Most QA teams are unknowingly wasting hours every week to incomplete reports and back-and-forth clarification. Here's what's missing and how to fix it.
Every QA team has felt it — you file a detailed report, the developer looks at it, and they come back with questions. "Which browser were you on?" "Can you send me the URL?" "What exactly did you click?" Twenty minutes later, you're no clearer on a fix than when you started.
The problem isn't that developers are difficult. It's that most bug reports are missing the exact information they need to act without asking.
The real cost of a bad bug report
When a developer receives an incomplete bug report, here's what actually happens:
- 1.They read the report and realise they don't have enough to reproduce it
- 2.They message the QA tester for more information
- 3.The tester has to context-switch back to what they were testing earlier
- 4.There's back-and-forth — sometimes across days, if time zones are involved
- 5.The developer finally has enough information to reproduce the issue
- 6.By then, they've broken their focus at least twice
Multiply this across a team of five developers handling ten bugs a week each, and you have a significant chunk of your sprint capacity consumed by information gaps — not engineering work.
The 7 things every bug report needs
A developer-ready bug report should answer seven questions before anyone asks them:
- What did you expect to happen? — The intended behaviour, so there is no ambiguity
- What actually happened? — The exact, observed behaviour
- Steps to reproduce — Numbered steps that lead reliably to the bug
- URL — The exact page where the issue occurred
- Browser and version — Chrome 124? Safari 17.4? It matters more than you think
- Operating system — macOS, Windows, iOS all render differently
- Screenshot or recording — Annotated if possible, pointing to the exact element
Most bug reports include three or four of these. The rest get chased down in Slack.
Why annotation matters more than you think
A screenshot of a broken UI is helpful. A screenshot with a marker on the exact broken element is dramatically more helpful — it eliminates the "wait, which part is wrong?" step entirely.

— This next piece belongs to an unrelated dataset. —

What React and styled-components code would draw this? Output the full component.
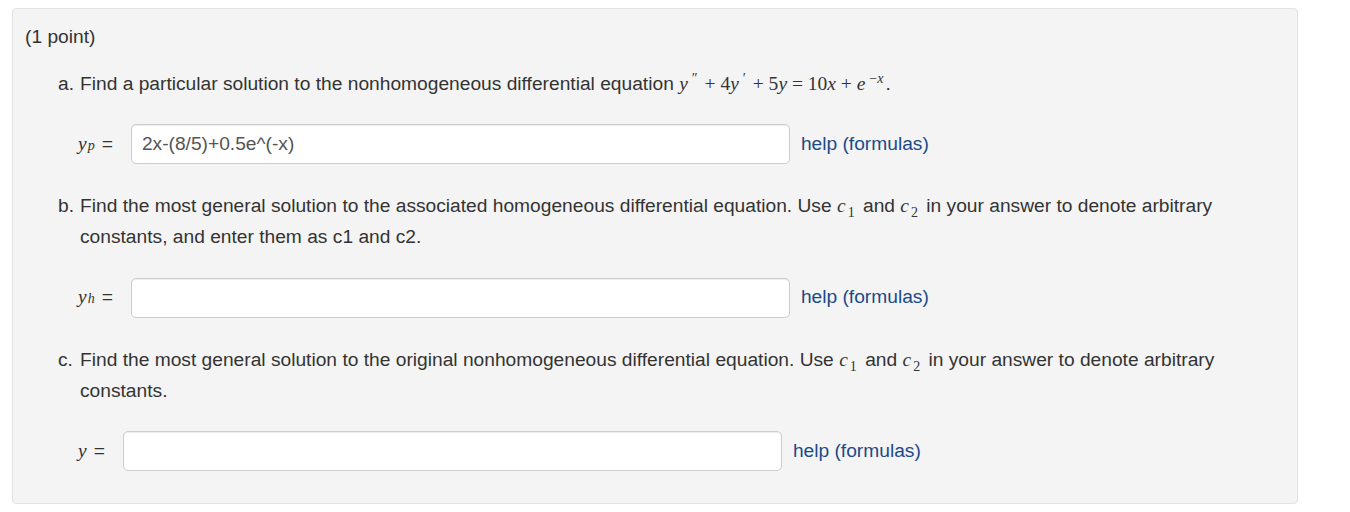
import React from 'react'
import styled, { createGlobalStyle } from 'styled-components'

const GlobalStyle = createGlobalStyle`
  body {
    margin: 0;
    background: #ffffff;
    font-family: "Liberation Sans", Arial, sans-serif;
    color: #333333;
  }
`

function AnswerRow({ sub, value, last }) {
    return (
        <Row $last={last}>
            <Label>
                <Var>y</Var>
                {sub && <LabelSub>{sub}</LabelSub>}
                <Eq>=</Eq>
            </Label>
            <Input defaultValue={value || ''} />
            <Help href="#">help (formulas)</Help>
        </Row>
    )
}

function C({ n }) {
    return (
        <MathText>
            <Var>c</Var>
            <Sub>{n}</Sub>
        </MathText>
    )
}

function App() {
    return (
        <>
            <GlobalStyle />
            <Panel>
                <Points>(1 point)</Points>

                <Item>
                    <Marker>a.</Marker>
                    <Content>
                        Find a particular solution to the nonhomogeneous differential equation{' '}
                        <MathText>
                            <Var>y</Var><Sup>″</Sup> + 4<Var>y</Var><Sup>′</Sup> + 5<Var>y</Var> = 10<Var>x</Var> + <Var>e</Var>
                            <Sup>−<Var>x</Var></Sup>
                        </MathText>.
                    </Content>
                </Item>
                <AnswerRow sub="p" value="2x-(8/5)+0.5e^(-x)" />

                <Item>
                    <Marker>b.</Marker>
                    <Content>
                        Find the most general solution to the associated homogeneous differential equation. Use{' '}
                        <C n="1" /> and <C n="2" /> in your answer to denote arbitrary
                        constants, and enter them as c1 and c2.
                    </Content>
                </Item>
                <AnswerRow sub="h" />

                <Item>
                    <Marker>c.</Marker>
                    <Content>
                        Find the most general solution to the original nonhomogeneous differential equation. Use{' '}
                        <C n="1" /> and <C n="2" /> in your answer to denote arbitrary
                        constants.
                    </Content>
                </Item>
                <AnswerRow last />
            </Panel>
        </>
    )
}

export default App


const Panel = styled.div`
    box-sizing: border-box;
    width: 1286px;
    margin: 8px 0 0 12px;
    padding: 13px 12px 32px 12px;
    background: #f4f4f4;
    border: 1px solid #e3e3e3;
    border-radius: 4px;
    font-size: 19.2px;
    line-height: 30.7px;
`

const Points = styled.div`
    margin-bottom: 16px;
`

const Item = styled.div`
    display: flex;
    margin-left: 33px;
    width: 1160px;
`

const Marker = styled.span`
    flex: 0 0 22px;
`

const Content = styled.div`
    flex: 1;
`

const MathText = styled.span`
    font-family: "Liberation Serif", "Times New Roman", serif;
    font-size: 19.5px;
    white-space: nowrap;
`

const Var = styled.i`
    font-family: "Liberation Serif", "Times New Roman", serif;
    font-style: italic;
    font-size: 19.5px;
`

const Sup = styled.sup`
    font-size: 14px;
    vertical-align: 7px;
    line-height: 0;
    margin-left: 4px;
    margin-right: 2px;

    i {
        font-size: 14px;
    }
`

const Sub = styled.sub`
    font-family: "Liberation Serif", "Times New Roman", serif;
    font-size: 14px;
    vertical-align: -5px;
    line-height: 0;
    margin-left: 2px;
    margin-right: 3px;
`

const LabelSub = styled(Sub)`
    font-style: italic;
    vertical-align: -6px;
    margin-left: 1px;
    margin-right: 0;
`

const Row = styled.div`
    display: flex;
    align-items: center;
    margin: 25px 0 ${p => (p.$last ? '0' : '27px')} 53px;
`

const Label = styled.span`
    display: inline-flex;
    align-items: baseline;
    margin-right: 18px;
    white-space: nowrap;
`

const Eq = styled.span`
    margin-left: 7px;
`

const Input = styled.input`
    box-sizing: border-box;
    width: 659px;
    height: 40px;
    padding: 0 10px;
    border: 1px solid #cccccc;
    border-radius: 5px;
    background: #ffffff;
    font-family: "Liberation Sans", Arial, sans-serif;
    font-size: 19.2px;
    color: #555555;
    box-shadow: inset 0 1px 1px rgba(0, 0, 0, 0.075);
    outline: none;
`

const Help = styled.a`
    margin-left: 11px;
    color: #1b4a89;
    text-decoration: none;
`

But annotation is friction. Most testers skip it because taking a screenshot, opening an editor, drawing an arrow, saving, and attaching takes 2–3 minutes. They're in a testing flow and don't want to break it. It feels disproportionate for a "small" bug.
The result? Developers spend time hunting for the exact issue that the tester had right in front of them — and then had to leave behind.
The environment problem
Browser differences cause more bugs than most teams realise. A layout that's perfect in Chrome can collapse in Safari. An input that works on desktop can be completely unusable at 360px width on mobile. Without environment metadata automatically captured, your bug report is missing critical context.
"It's broken" means something completely different when you know it only breaks in Safari 17 on iOS at 390px viewport width. That single piece of information can save a developer hours of cross-browser debugging.
DOM element capture: the underrated detail
One of the most overlooked pieces of context is the exact DOM element involved in the bug. If a button doesn't respond to clicks, the developer needs to know which button — in which component, at what depth in the DOM tree.
Most bug reports don't include this. Not because testers don't know it's useful, but because capturing it requires opening DevTools, finding the element, copying the selector — a 3-minute interruption in the middle of a testing session.
The mental cost of context-switching
Here's the real problem with incomplete bug reports: they don't just cost time, they cost focus. Research on developer productivity consistently shows that deep work takes roughly 23 minutes to re-enter after an interruption. When a developer receives an incomplete report and has to chase information, they're not "just checking Slack" — they're triggering a full context switch.
A better workflow
The fix isn't asking testers to write longer, more detailed reports. That's just more friction. The fix is making the complete information automatic.
The best QA workflows capture all seven required fields with zero extra effort from the tester. That means the screenshot is taken at the moment of capture, the URL and browser and OS and viewport are recorded automatically, the DOM element is detected, and the report lands directly on the team's task board — already categorised and ready to triage.
When that happens, the developer opens the report and has everything. No Slack messages. No context switch. No "can you send me a screenshot?" Just the information they need to go fix the bug.
Wrapping up
The gap between "bug spotted" and "bug fixed" is mostly information. Not technical complexity, not developer capacity — missing context that should have been in the original report but wasn't because capturing it was too much effort.
When you remove the friction from capturing that context — when the right information is automatic — bug reports stop being back-and-forth threads and start being actionable work items. That's the difference between a QA workflow that slows a team down and one that makes it faster.